We ask the user to give us the following:

1. A set of antenna locations, \(D\) in Cartesian East-North-Up coordinates as a \(N_{\rm ant} \times 3\) matrix.

2. A beam model, \(A_i(\nu, \vec{\theta})\) for each antenna that may be evaluated (or interpolated) to any particular set of topocentric coordinates. In general, the beam should be defined for each component of the electric field (ax) and for each feed of the antenna (feed).

3. A set of sky model pixel/source locations in Cartesian equatorial coordinates (ECI). This is a coordinate system in which the positions are fixed with respect to distance stars (i.e. do not depend on the Earth’s rotation). Explicitly, in terms of RA/DEC, each source has the unit-vector (cos(RA) cos(Dec), sin(RA) cos(Dec), sin(Dec)). Let the \(3 \times N_{\rm src}\) matrix of these sources be called \(X_{\rm eq}\).

4. A length \(N_{\rm src}\) vector of source intensities, \(I\).

Then, for a particular frequency and time, the matvis algorithm is:

1. Compute a 3x3 rotation matrix, \(R_t\), that rotates the equatorial locations of the pixels/sources into the topocentric frame.

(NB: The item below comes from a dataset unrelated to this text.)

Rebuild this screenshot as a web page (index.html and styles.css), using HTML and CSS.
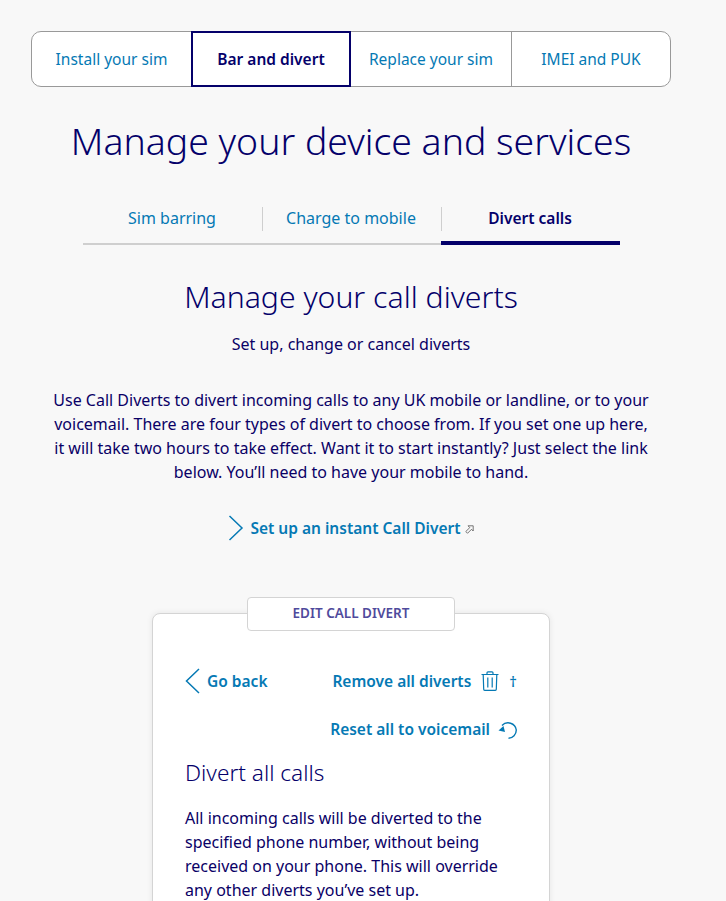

This depends only on the latitude of the telescope and the hour-angle at the particular time.

2. Rotate the pixels/sources into topocentric frame: \(X = R_t X_{\rm eq}\), where \(X\) is a \(3 \times N_{\rm src}\) matrix.

3. Mask all sources that are below the horizon (i.e. \(X_2 < 0\)), leaving \(X\) as a \(3 \times N'_{\rm src}\) matrix.

4. Interpolate the beam model onto the topocentric coordinates, i.e. produce the \(N_{\rm feed}N_{\rm ant} \times N_{\rm ax}N'_{\rm src}\) matrix \(A_{ij, kl} = A_{ijk}(X_l)\).

5. Compute the antenna-based exponent: \(\tau = -2 \pi i \nu D \cdot X / c\), where \(\tau\) is a \(N_{\rm ant}\times N_{\rm src}\) matrix.

6. Compute the \(N_{\rm feed}N_{\rm ant} \times N_{\rm ax}N'_{\rm src}\) “pseudo”-visibility of an antenna: \(Z_{ij, kl} = \sqrt{I}_l A_{ij, kl} \exp(\tau_{jl})\).

7. Compute the \(N_{\rm feed} N_{\rm ant} \times N_{\rm feed} N_{\rm ant}\) visibility: \(V = Z Z^*\).